When the flood comes, the difference is stark and is made before the water ever rises. In the first home, the flood does its full damage: the ground floor and everything in it is ruined, the services are not shut off in time, and the household, though it copes with the immediate crisis from its stores, faces a long and costly recovery from harm that was largely preventable. In the second home, the same flood does far less harm: the valuables and essentials were above the water, the services were shut off, the simple barriers kept much of the water out, and what damage was done was limited. The second household copes with the smaller emergency from its preparedness, and its recovery is short and light, because most of the harm was prevented before the flood arrived. Crucially, the second household did not rely on mitigation alone: it knew that its measures reduced the flood's harm but could not remove it, so it was also prepared for the residual harm that got through, and it had both the reduced damage of mitigation and the readiness of preparedness.
The value is the lesson's whole point. The harm the second household prevented, by quiet, cheap, advance measures, was harm no one had to rescue it from or help it recover from, the most cost-effective resilience there is. The first household's preparedness was good and necessary, but it met a full-sized disaster it could have made far smaller; the second met a reduced one it had also prepared for. Reducing the risk beforehand made the second household's emergency smaller, and preparing for what remained made it manageable, and the two together, mitigation and preparedness, are what resilience asks. A household, a community, or a nation that reduces its risks meets its emergencies smaller and rarer, and the cheapest and best resilience of all is the harm that, because someone acted in the calm beforehand, never happened.
Check Your Understanding
Explain what mitigation is and how it differs from preparedness, using the contrast between reducing the harm a hazard does and being ready to cope with it. Why is prevented harm "the most cost-effective resilience there is," and why is mitigation's quiet, invisible product easy to neglect?
Describe how a household reduces its risk, through protecting against the likely hazards and removing the dangers within its control, building on the risk picture of Lesson 02. Why is fire the clearest example of a hazard within one's control, and why are most mitigation measures cheap and sensible rather than expensive?
Explain how mitigation runs through the household, community, and state layers, and what each reduces. Why does mitigation "reduce but never remove" risk, what is residual risk, and why does this mean mitigation completes rather than replaces preparedness and response?
Reflection (write a short paragraph): This lesson argues that the cheapest and best resilience is the harm that never happens, made never to happen by quiet, unglamorous work done in the calm before a crisis, work whose success looks like nothing happening and so is easy to neglect.
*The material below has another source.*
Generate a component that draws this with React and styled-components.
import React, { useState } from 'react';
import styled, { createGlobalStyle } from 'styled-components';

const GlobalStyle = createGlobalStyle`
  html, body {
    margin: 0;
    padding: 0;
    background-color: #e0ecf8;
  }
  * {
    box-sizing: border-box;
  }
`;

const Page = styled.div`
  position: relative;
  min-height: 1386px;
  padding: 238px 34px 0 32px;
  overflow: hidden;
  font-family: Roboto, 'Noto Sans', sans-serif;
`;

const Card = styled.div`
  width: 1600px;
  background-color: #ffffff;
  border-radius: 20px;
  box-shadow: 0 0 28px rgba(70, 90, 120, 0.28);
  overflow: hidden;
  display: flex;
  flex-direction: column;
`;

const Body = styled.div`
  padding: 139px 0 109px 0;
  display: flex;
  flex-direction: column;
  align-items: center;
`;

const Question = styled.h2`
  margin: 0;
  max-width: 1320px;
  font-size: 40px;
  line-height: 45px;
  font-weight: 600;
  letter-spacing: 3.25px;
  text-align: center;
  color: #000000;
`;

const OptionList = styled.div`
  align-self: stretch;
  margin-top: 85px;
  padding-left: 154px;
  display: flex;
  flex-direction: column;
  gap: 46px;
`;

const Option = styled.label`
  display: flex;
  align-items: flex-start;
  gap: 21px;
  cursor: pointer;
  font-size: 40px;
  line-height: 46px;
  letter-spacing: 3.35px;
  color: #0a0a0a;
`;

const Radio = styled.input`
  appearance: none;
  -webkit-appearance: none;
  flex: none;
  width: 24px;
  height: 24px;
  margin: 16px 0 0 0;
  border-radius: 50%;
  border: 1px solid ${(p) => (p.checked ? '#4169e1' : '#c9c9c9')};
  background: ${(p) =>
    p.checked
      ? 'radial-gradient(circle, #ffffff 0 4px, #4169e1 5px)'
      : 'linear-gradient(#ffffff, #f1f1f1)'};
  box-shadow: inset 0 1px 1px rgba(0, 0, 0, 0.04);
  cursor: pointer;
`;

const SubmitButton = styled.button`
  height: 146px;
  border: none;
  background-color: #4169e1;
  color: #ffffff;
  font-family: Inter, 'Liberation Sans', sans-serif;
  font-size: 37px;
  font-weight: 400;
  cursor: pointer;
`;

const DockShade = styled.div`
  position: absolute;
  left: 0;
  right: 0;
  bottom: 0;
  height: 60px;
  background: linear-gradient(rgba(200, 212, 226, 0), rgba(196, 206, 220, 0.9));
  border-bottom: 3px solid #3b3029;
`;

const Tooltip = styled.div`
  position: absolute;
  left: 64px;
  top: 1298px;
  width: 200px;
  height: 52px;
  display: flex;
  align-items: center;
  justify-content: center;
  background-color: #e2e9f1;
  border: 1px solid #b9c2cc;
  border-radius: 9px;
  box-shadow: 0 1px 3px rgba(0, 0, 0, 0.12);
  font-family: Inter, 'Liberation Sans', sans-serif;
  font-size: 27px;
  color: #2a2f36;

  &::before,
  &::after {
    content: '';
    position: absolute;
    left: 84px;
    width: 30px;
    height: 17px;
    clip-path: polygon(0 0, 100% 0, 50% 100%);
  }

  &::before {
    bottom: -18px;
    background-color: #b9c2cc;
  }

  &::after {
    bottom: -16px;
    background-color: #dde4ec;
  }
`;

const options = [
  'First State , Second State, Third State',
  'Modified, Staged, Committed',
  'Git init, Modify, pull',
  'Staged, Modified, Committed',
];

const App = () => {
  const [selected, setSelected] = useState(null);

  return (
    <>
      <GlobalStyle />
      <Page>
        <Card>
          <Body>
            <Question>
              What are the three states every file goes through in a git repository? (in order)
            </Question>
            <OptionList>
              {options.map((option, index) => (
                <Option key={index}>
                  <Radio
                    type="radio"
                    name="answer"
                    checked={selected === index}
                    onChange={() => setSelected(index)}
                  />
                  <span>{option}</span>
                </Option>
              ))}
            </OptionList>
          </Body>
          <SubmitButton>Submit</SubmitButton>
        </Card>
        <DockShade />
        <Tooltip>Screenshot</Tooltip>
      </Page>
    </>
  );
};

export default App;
Think about why it is so much harder to value a disaster averted than a rescue performed, and why the measures that prevent the most harm for the least cost are often the ones least likely to be taken. What would it take to do the unglamorous work of reducing your own and your household's risks beforehand, knowing the reward is only a smaller or absent disaster that no one will ever see?
Summary
- Before being ready for an emergency and coping with one comes a further step: reducing the risk itself, so the emergency is less likely or, more usually, does less harm when it comes. This is mitigation, the quietest and most cost-effective part of resilience.
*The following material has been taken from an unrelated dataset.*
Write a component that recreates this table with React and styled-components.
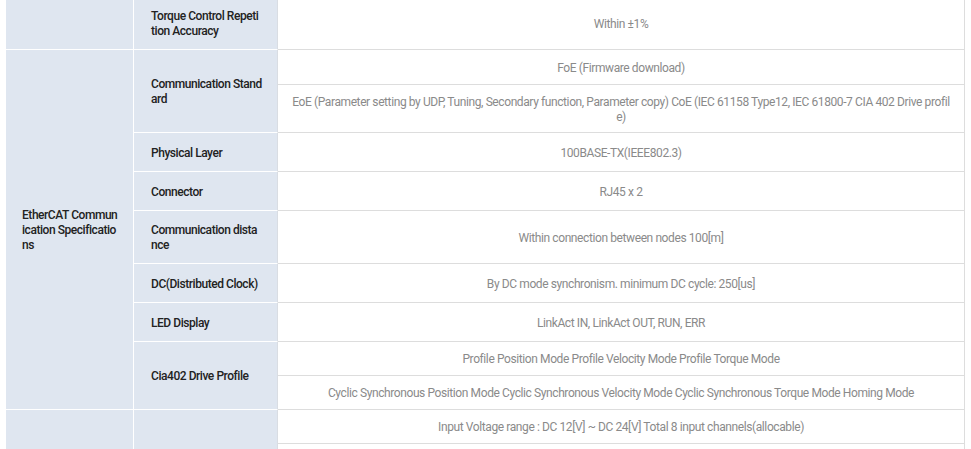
import React from 'react';
import styled, { createGlobalStyle } from 'styled-components';

const GlobalStyle = createGlobalStyle`
  html, body {
    margin: 0;
    padding: 0;
    background: #ffffff;
  }
  body {
    font-family: Roboto, "Noto Sans", "Liberation Sans", sans-serif;
  }
`;

// spec rows, as they appear in the visible part of the table
// (\n marks where the original site wraps the label)
const rows = [
  {
    h: 53,
    group: { text: '', span: 1 },
    label: { text: 'Torque Control Repeti\ntion Accuracy', span: 1 },
    value: 'Within ±1%',
  },
  {
    h: 35,
    group: { text: 'EtherCAT Commun\nication Specificatio\nns', span: 9 },
    label: { text: 'Communication Stand\nard', span: 2 },
    value: 'FoE (Firmware download)',
  },
  {
    h: 48,
    value:
      'EoE (Parameter setting by UDP, Tuning, Secondary function, Parameter copy) CoE (IEC 61158 Type12, IEC 61800-7 CIA 402 Drive profile)',
  },
  { h: 39, label: { text: 'Physical Layer', span: 1 }, value: '100BASE-TX(IEEE802.3)' },
  { h: 39, label: { text: 'Connector', span: 1 }, value: 'RJ45 x 2' },
  {
    h: 53,
    label: { text: 'Communication dista\nnce', span: 1 },
    value: 'Within connection between nodes 100[m]',
  },
  {
    h: 39,
    label: { text: 'DC(Distributed Clock)', span: 1 },
    value: 'By DC mode synchronism. minimum DC cycle: 250[us]',
  },
  { h: 39, label: { text: 'LED Display', span: 1 }, value: 'LinkAct IN, LinkAct OUT, RUN, ERR' },
  {
    h: 34,
    label: { text: 'Cia402 Drive Profile', span: 2 },
    value: 'Profile Position Mode Profile Velocity Mode Profile Torque Mode',
  },
  {
    h: 34,
    value:
      'Cyclic Synchronous Position Mode Cyclic Synchronous Velocity Mode Cyclic Synchronous Torque Mode Homing Mode',
  },
  {
    h: 34,
    group: { text: '', span: 2 },
    label: { text: '', span: 2 },
    value: 'Input Voltage range : DC 12[V] ~ DC 24[V] Total 8 input channels(allocable)',
  },
  { h: 34, value: '' },
];

const App = () => {
  return (
    <>
      <GlobalStyle />
      <Wrapper>
        <SpecTable>
          <colgroup>
            <col style={{ width: 128 }} />
            <col style={{ width: 144 }} />
            <col style={{ width: 687 }} />
          </colgroup>
          <tbody>
            {rows.map((row, i) => (
              <Row key={i} $h={row.h}>
                {row.group && <GroupCell rowSpan={row.group.span}>{row.group.text}</GroupCell>}
                {row.label && <LabelCell rowSpan={row.label.span}>{row.label.text}</LabelCell>}
                <ValueCell>{row.value}</ValueCell>
              </Row>
            ))}
          </tbody>
        </SpecTable>
      </Wrapper>
    </>
  );
};

export default App;

const Wrapper = styled.div`
  padding-left: 6px;
  margin-top: -3px;
`;

const SpecTable = styled.table`
  width: 959px;
  table-layout: fixed;
  border-collapse: separate;
  border-spacing: 0;
  font-size: 12px;
  line-height: 15px;
  letter-spacing: -0.4px;
`;

const Row = styled.tr`
  height: ${(p) => p.$h}px;
`;

const GroupCell = styled.th`
  background: #dfe6f0;
  border-right: 1px solid #ffffff;
  border-bottom: 1px solid #ffffff;
  padding: 2px 8px 0 16px;
  text-align: left;
  vertical-align: middle;
  font-weight: 500;
  letter-spacing: -0.45px;
  color: #222222;
  white-space: pre;
`;

const LabelCell = styled.th`
  background: #dfe6f0;
  border-right: 1px solid #d9dde3;
  border-bottom: 1px solid #ffffff;
  padding: 2px 8px 0 17px;
  text-align: left;
  vertical-align: middle;
  font-weight: 500;
  letter-spacing: -0.45px;
  color: #222222;
  white-space: pre;
`;

const ValueCell = styled.td`
  border-right: 1px solid #dddddd;
  border-bottom: 1px solid #dddddd;
  padding: 2px 10px 0;
  text-align: center;
  vertical-align: middle;
  color: #8a8a8a;
  word-break: break-all;
`;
- Mitigation differs from preparedness: preparedness readies a person to cope with the harm, while mitigation lessens the harm itself, so there is less to cope with. Both matter; mitigation comes first.
- Prevented harm is the most cost-effective resilience there is, because harm reduced in advance needs no response, rescue, or recovery; a modest measure beforehand saves a vast response and recovery later. Its product is quiet and invisible, the disaster that was smaller or never came, which makes it easy to neglect but the best value of all.
- A household reduces its risk by acting on its risk picture (Lesson 02): protecting against the likely hazards with cheap, sensible measures (keeping valuables off the ground against flood, securing against storm, holding heat against power failure) and removing the dangers within its control, of which fire risk is the clearest, since the household controls it entirely.
- Mitigation runs through every layer of resilience: the household reduces the risks within its control, the community reduces shared local risks, and the state reduces the large hazards no individual can touch (flood defences, building standards, infrastructure, planning); the Army lends planning, exercising, and specialist help, and the member mitigates their own household.
- Mitigation reduces but never removes risk: residual risk always remains, and some hazards can only be softened, not prevented, so mitigation completes rather than replaces preparedness and response. The resilient household reduces the harm beforehand and readies itself for what reduction leaves, meeting its emergencies both smaller and ready.
- Cross-references: builds on the risk picture of HCR 220 Lesson 02 (Knowing the Risks) and completes it with action; sits before the household readiness of Lesson 03 and the coping of Lesson 04, and before the recovery of Lesson 09; runs through the whole-of-society layers of the capstone (Lesson 10); and the Army's mitigation contribution (planning, exercising, specialist works) is the supporting role taught in Aid to the Civil Power and Public Order (HCR 210).